Exercise details: Reproduce all the lines exactly as they stand, apart from the pictures.

===== Material

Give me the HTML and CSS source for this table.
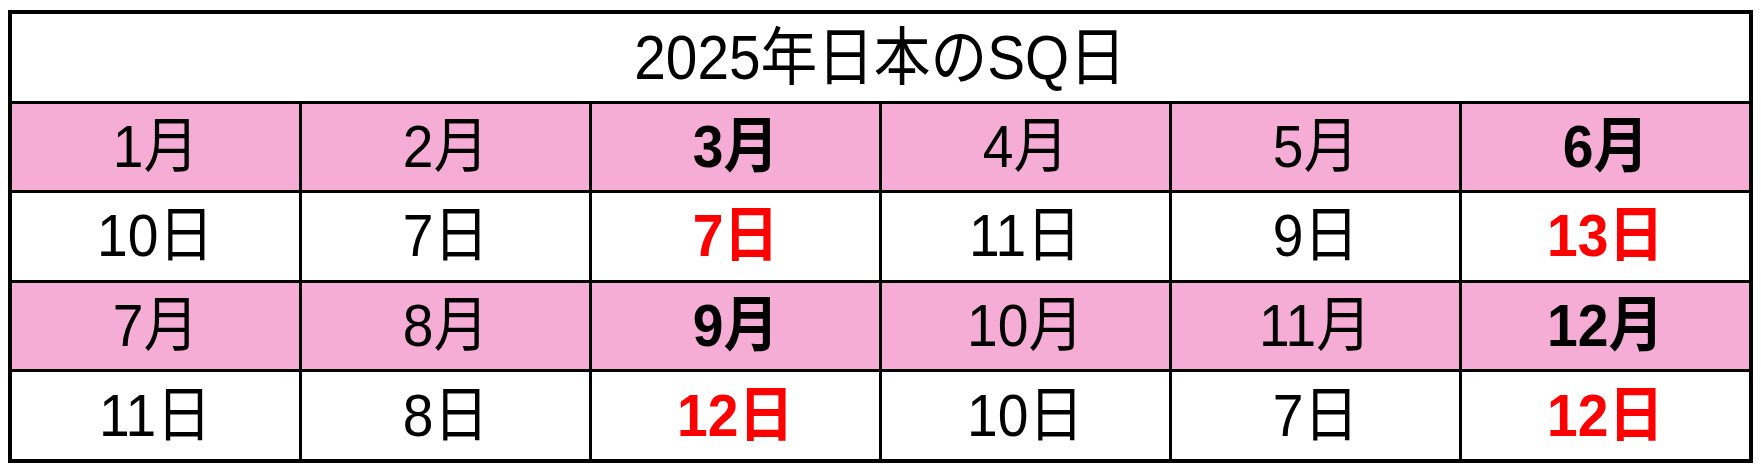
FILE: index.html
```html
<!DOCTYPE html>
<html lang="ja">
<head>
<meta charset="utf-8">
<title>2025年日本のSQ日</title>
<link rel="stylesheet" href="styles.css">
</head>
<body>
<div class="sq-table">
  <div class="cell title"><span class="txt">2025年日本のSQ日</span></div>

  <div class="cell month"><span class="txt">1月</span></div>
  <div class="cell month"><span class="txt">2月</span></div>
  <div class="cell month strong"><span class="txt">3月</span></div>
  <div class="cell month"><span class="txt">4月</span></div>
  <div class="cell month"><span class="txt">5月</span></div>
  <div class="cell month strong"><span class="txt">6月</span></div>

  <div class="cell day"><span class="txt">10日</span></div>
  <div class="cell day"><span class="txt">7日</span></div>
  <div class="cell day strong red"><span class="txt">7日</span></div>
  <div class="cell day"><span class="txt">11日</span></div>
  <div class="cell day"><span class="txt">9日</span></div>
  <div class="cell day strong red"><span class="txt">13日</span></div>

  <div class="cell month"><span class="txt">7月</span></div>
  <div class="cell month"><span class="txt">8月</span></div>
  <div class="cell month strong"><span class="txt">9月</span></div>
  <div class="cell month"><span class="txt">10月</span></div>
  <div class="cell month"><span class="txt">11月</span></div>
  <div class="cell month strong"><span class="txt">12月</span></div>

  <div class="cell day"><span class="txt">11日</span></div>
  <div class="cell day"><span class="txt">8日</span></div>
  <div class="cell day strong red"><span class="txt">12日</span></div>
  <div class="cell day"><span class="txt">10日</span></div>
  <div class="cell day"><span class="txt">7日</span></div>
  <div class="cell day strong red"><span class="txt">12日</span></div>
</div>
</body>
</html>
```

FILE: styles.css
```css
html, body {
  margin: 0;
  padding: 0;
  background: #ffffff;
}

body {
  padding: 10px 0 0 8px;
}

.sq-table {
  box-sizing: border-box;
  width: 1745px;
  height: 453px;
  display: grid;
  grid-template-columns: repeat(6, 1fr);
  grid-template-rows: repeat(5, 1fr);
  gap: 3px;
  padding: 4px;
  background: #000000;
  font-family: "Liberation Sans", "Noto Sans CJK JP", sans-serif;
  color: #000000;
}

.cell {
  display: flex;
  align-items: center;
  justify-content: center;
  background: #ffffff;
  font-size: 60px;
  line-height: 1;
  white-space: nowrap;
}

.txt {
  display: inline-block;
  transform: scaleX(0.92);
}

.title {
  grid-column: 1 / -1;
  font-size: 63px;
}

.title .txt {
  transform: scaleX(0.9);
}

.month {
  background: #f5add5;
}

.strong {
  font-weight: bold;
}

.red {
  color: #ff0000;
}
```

==========

Written answer:
Give me the HTML and CSS source for this table.
FILE: index.html
```html
<!DOCTYPE html>
<html lang="ja">
<head>
<meta charset="utf-8">
<title>2025年日本のSQ日</title>
<link rel="stylesheet" href="styles.css">
</head>
<body>
<div class="sq-table">
  <div class="cell title"><span class="txt">2025年日本のSQ日</span></div>

  <div class="cell month"><span class="txt">1月</span></div>
  <div class="cell month"><span class="txt">2月</span></div>
  <div class="cell month strong"><span class="txt">3月</span></div>
  <div class="cell month"><span class="txt">4月</span></div>
  <div class="cell month"><span class="txt">5月</span></div>
  <div class="cell month strong"><span class="txt">6月</span></div>

  <div class="cell day"><span class="txt">10日</span></div>
  <div class="cell day"><span class="txt">7日</span></div>
  <div class="cell day strong red"><span class="txt">7日</span></div>
  <div class="cell day"><span class="txt">11日</span></div>
  <div class="cell day"><span class="txt">9日</span></div>
  <div class="cell day strong red"><span class="txt">13日</span></div>

  <div class="cell month"><span class="txt">7月</span></div>
  <div class="cell month"><span class="txt">8月</span></div>
  <div class="cell month strong"><span class="txt">9月</span></div>
  <div class="cell month"><span class="txt">10月</span></div>
  <div class="cell month"><span class="txt">11月</span></div>
  <div class="cell month strong"><span class="txt">12月</span></div>

  <div class="cell day"><span class="txt">11日</span></div>
  <div class="cell day"><span class="txt">8日</span></div>
  <div class="cell day strong red"><span class="txt">12日</span></div>
  <div class="cell day"><span class="txt">10日</span></div>
  <div class="cell day"><span class="txt">7日</span></div>
  <div class="cell day strong red"><span class="txt">12日</span></div>
</div>
</body>
</html>
```

FILE: styles.css
```css
html, body {
  margin: 0;
  padding: 0;
  background: #ffffff;
}

body {
  padding: 10px 0 0 8px;
}

.sq-table {
  box-sizing: border-box;
  width: 1745px;
  height: 453px;
  display: grid;
  grid-template-columns: repeat(6, 1fr);
  grid-template-rows: repeat(5, 1fr);
  gap: 3px;
  padding: 4px;
  background: #000000;
  font-family: "Liberation Sans", "Noto Sans CJK JP", sans-serif;
  color: #000000;
}

.cell {
  display: flex;
  align-items: center;
  justify-content: center;
  background: #ffffff;
  font-size: 60px;
  line-height: 1;
  white-space: nowrap;
}

.txt {
  display: inline-block;
  transform: scaleX(0.92);
}

.title {
  grid-column: 1 / -1;
  font-size: 63px;
}

.title .txt {
  transform: scaleX(0.9);
}

.month {
  background: #f5add5;
}

.strong {
  font-weight: bold;
}

.red {
  color: #ff0000;
}
```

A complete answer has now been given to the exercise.